### ENTRIES PROVIDED
-*-

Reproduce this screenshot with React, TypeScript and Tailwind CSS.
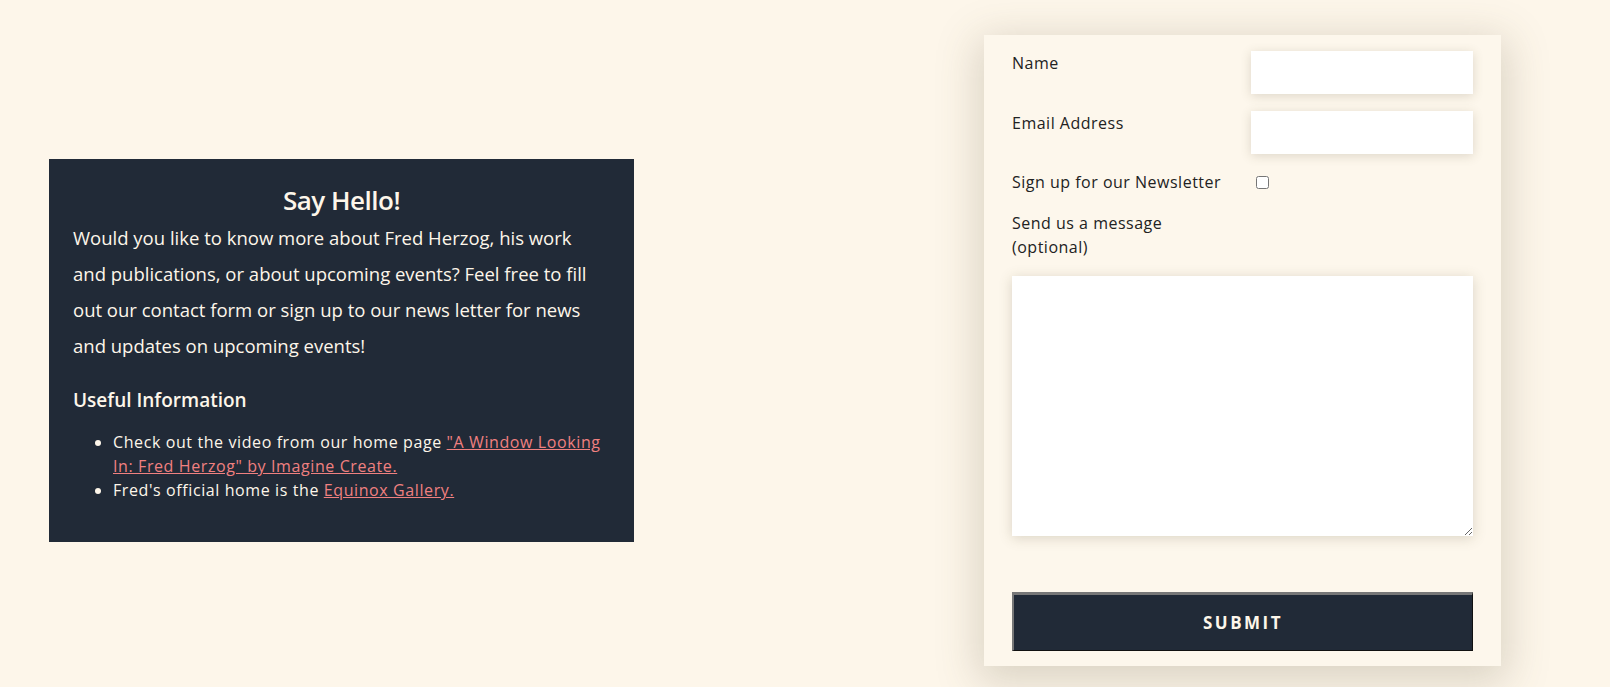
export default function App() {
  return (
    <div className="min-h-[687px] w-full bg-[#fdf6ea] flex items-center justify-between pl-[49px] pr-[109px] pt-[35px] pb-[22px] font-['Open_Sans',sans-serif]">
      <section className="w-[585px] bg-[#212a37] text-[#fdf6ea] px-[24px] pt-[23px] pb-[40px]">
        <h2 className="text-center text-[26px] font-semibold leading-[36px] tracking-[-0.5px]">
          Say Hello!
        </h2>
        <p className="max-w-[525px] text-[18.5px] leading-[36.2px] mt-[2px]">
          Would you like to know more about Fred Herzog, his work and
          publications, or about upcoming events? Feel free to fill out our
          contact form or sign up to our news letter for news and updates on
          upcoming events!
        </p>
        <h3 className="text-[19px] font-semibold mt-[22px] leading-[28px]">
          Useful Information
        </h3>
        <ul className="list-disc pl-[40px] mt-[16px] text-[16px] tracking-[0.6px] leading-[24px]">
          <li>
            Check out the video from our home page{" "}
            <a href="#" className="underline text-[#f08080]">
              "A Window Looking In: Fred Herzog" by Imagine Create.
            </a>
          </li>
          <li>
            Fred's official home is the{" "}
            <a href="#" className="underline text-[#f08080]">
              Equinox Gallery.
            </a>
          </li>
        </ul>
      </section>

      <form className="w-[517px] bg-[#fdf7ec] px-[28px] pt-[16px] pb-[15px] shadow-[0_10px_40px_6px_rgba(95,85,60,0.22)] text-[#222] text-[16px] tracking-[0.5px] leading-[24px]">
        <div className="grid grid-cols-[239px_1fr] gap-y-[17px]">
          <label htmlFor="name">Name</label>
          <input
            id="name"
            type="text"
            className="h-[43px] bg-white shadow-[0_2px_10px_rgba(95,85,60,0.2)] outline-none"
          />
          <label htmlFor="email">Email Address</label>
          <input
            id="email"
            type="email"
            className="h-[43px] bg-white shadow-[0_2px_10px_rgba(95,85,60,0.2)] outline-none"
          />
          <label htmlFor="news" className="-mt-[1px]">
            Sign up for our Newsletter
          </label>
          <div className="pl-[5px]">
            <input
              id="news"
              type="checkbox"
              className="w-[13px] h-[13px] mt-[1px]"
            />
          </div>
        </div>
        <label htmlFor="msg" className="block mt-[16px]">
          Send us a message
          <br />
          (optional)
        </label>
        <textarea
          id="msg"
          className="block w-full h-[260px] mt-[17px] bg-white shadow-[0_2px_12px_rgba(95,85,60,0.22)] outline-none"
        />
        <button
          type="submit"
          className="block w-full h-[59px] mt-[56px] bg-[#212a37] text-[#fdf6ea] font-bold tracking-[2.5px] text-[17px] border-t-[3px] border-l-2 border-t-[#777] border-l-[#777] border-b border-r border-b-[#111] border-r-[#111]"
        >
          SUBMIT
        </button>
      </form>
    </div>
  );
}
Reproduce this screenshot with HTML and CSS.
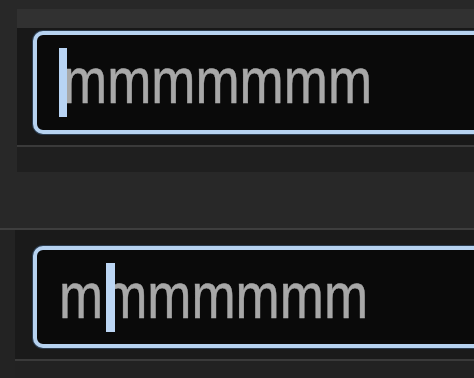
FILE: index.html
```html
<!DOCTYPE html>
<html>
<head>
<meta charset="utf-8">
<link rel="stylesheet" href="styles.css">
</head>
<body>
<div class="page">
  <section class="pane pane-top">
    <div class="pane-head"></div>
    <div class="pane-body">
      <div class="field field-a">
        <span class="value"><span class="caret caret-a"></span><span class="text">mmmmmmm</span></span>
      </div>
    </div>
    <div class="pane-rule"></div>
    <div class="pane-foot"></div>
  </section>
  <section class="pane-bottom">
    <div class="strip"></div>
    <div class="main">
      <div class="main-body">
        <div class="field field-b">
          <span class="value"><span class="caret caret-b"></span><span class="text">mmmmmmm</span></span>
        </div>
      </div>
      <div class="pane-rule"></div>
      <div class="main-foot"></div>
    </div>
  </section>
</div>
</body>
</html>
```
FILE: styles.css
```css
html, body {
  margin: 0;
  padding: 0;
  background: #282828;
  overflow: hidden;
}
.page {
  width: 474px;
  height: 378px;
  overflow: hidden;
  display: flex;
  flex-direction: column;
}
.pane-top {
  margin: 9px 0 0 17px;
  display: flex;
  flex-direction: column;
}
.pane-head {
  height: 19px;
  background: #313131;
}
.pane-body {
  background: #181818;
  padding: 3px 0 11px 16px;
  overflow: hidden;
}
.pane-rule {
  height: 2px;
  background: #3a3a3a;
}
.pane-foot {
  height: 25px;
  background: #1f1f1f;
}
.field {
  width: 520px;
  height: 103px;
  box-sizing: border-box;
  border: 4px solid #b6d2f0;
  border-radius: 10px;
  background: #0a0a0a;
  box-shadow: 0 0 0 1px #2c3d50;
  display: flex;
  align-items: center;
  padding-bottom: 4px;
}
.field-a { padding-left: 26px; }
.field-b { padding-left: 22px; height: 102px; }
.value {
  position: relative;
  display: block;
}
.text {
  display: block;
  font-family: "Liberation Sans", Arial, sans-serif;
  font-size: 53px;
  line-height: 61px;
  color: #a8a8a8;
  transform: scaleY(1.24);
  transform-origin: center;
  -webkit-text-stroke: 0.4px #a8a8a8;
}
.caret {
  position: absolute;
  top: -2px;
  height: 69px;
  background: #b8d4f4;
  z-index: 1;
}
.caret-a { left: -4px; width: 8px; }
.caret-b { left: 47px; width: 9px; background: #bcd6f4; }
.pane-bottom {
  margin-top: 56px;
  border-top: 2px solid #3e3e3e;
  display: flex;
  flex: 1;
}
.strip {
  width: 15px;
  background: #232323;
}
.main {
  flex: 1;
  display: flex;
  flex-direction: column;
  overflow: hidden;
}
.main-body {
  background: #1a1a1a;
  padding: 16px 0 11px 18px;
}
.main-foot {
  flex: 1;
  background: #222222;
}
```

-*-

### GIVEN REQUEST
Give the data again exactly as written, with all pictures left out.

### EXERCISE RESPONSE
Reproduce this screenshot with React, TypeScript and Tailwind CSS.
export default function App() {
  return (
    <div className="min-h-[687px] w-full bg-[#fdf6ea] flex items-center justify-between pl-[49px] pr-[109px] pt-[35px] pb-[22px] font-['Open_Sans',sans-serif]">
      <section className="w-[585px] bg-[#212a37] text-[#fdf6ea] px-[24px] pt-[23px] pb-[40px]">
        <h2 className="text-center text-[26px] font-semibold leading-[36px] tracking-[-0.5px]">
          Say Hello!
        </h2>
        <p className="max-w-[525px] text-[18.5px] leading-[36.2px] mt-[2px]">
          Would you like to know more about Fred Herzog, his work and
          publications, or about upcoming events? Feel free to fill out our
          contact form or sign up to our news letter for news and updates on
          upcoming events!
        </p>
        <h3 className="text-[19px] font-semibold mt-[22px] leading-[28px]">
          Useful Information
        </h3>
        <ul className="list-disc pl-[40px] mt-[16px] text-[16px] tracking-[0.6px] leading-[24px]">
          <li>
            Check out the video from our home page{" "}
            <a href="#" className="underline text-[#f08080]">
              "A Window Looking In: Fred Herzog" by Imagine Create.
            </a>
          </li>
          <li>
            Fred's official home is the{" "}
            <a href="#" className="underline text-[#f08080]">
              Equinox Gallery.
            </a>
          </li>
        </ul>
      </section>

      <form className="w-[517px] bg-[#fdf7ec] px-[28px] pt-[16px] pb-[15px] shadow-[0_10px_40px_6px_rgba(95,85,60,0.22)] text-[#222] text-[16px] tracking-[0.5px] leading-[24px]">
        <div className="grid grid-cols-[239px_1fr] gap-y-[17px]">
          <label htmlFor="name">Name</label>
          <input
            id="name"
            type="text"
            className="h-[43px] bg-white shadow-[0_2px_10px_rgba(95,85,60,0.2)] outline-none"
          />
          <label htmlFor="email">Email Address</label>
          <input
            id="email"
            type="email"
            className="h-[43px] bg-white shadow-[0_2px_10px_rgba(95,85,60,0.2)] outline-none"
          />
          <label htmlFor="news" className="-mt-[1px]">
            Sign up for our Newsletter
          </label>
          <div className="pl-[5px]">
            <input
              id="news"
              type="checkbox"
              className="w-[13px] h-[13px] mt-[1px]"
            />
          </div>
        </div>
        <label htmlFor="msg" className="block mt-[16px]">
          Send us a message
          <br />
          (optional)
        </label>
        <textarea
          id="msg"
          className="block w-full h-[260px] mt-[17px] bg-white shadow-[0_2px_12px_rgba(95,85,60,0.22)] outline-none"
        />
        <button
          type="submit"
          className="block w-full h-[59px] mt-[56px] bg-[#212a37] text-[#fdf6ea] font-bold tracking-[2.5px] text-[17px] border-t-[3px] border-l-2 border-t-[#777] border-l-[#777] border-b border-r border-b-[#111] border-r-[#111]"
        >
          SUBMIT
        </button>
      </form>
    </div>
  );
}
Reproduce this screenshot with HTML and CSS.
FILE: index.html
```html
<!DOCTYPE html>
<html>
<head>
<meta charset="utf-8">
<link rel="stylesheet" href="styles.css">
</head>
<body>
<div class="page">
  <section class="pane pane-top">
    <div class="pane-head"></div>
    <div class="pane-body">
      <div class="field field-a">
        <span class="value"><span class="caret caret-a"></span><span class="text">mmmmmmm</span></span>
      </div>
    </div>
    <div class="pane-rule"></div>
    <div class="pane-foot"></div>
  </section>
  <section class="pane-bottom">
    <div class="strip"></div>
    <div class="main">
      <div class="main-body">
        <div class="field field-b">
          <span class="value"><span class="caret caret-b"></span><span class="text">mmmmmmm</span></span>
        </div>
      </div>
      <div class="pane-rule"></div>
      <div class="main-foot"></div>
    </div>
  </section>
</div>
</body>
</html>
```
FILE: styles.css
```css
html, body {
  margin: 0;
  padding: 0;
  background: #282828;
  overflow: hidden;
}
.page {
  width: 474px;
  height: 378px;
  overflow: hidden;
  display: flex;
  flex-direction: column;
}
.pane-top {
  margin: 9px 0 0 17px;
  display: flex;
  flex-direction: column;
}
.pane-head {
  height: 19px;
  background: #313131;
}
.pane-body {
  background: #181818;
  padding: 3px 0 11px 16px;
  overflow: hidden;
}
.pane-rule {
  height: 2px;
  background: #3a3a3a;
}
.pane-foot {
  height: 25px;
  background: #1f1f1f;
}
.field {
  width: 520px;
  height: 103px;
  box-sizing: border-box;
  border: 4px solid #b6d2f0;
  border-radius: 10px;
  background: #0a0a0a;
  box-shadow: 0 0 0 1px #2c3d50;
  display: flex;
  align-items: center;
  padding-bottom: 4px;
}
.field-a { padding-left: 26px; }
.field-b { padding-left: 22px; height: 102px; }
.value {
  position: relative;
  display: block;
}
.text {
  display: block;
  font-family: "Liberation Sans", Arial, sans-serif;
  font-size: 53px;
  line-height: 61px;
  color: #a8a8a8;
  transform: scaleY(1.24);
  transform-origin: center;
  -webkit-text-stroke: 0.4px #a8a8a8;
}
.caret {
  position: absolute;
  top: -2px;
  height: 69px;
  background: #b8d4f4;
  z-index: 1;
}
.caret-a { left: -4px; width: 8px; }
.caret-b { left: 47px; width: 9px; background: #bcd6f4; }
.pane-bottom {
  margin-top: 56px;
  border-top: 2px solid #3e3e3e;
  display: flex;
  flex: 1;
}
.strip {
  width: 15px;
  background: #232323;
}
.main {
  flex: 1;
  display: flex;
  flex-direction: column;
  overflow: hidden;
}
.main-body {
  background: #1a1a1a;
  padding: 16px 0 11px 18px;
}
.main-foot {
  flex: 1;
  background: #222222;
}
```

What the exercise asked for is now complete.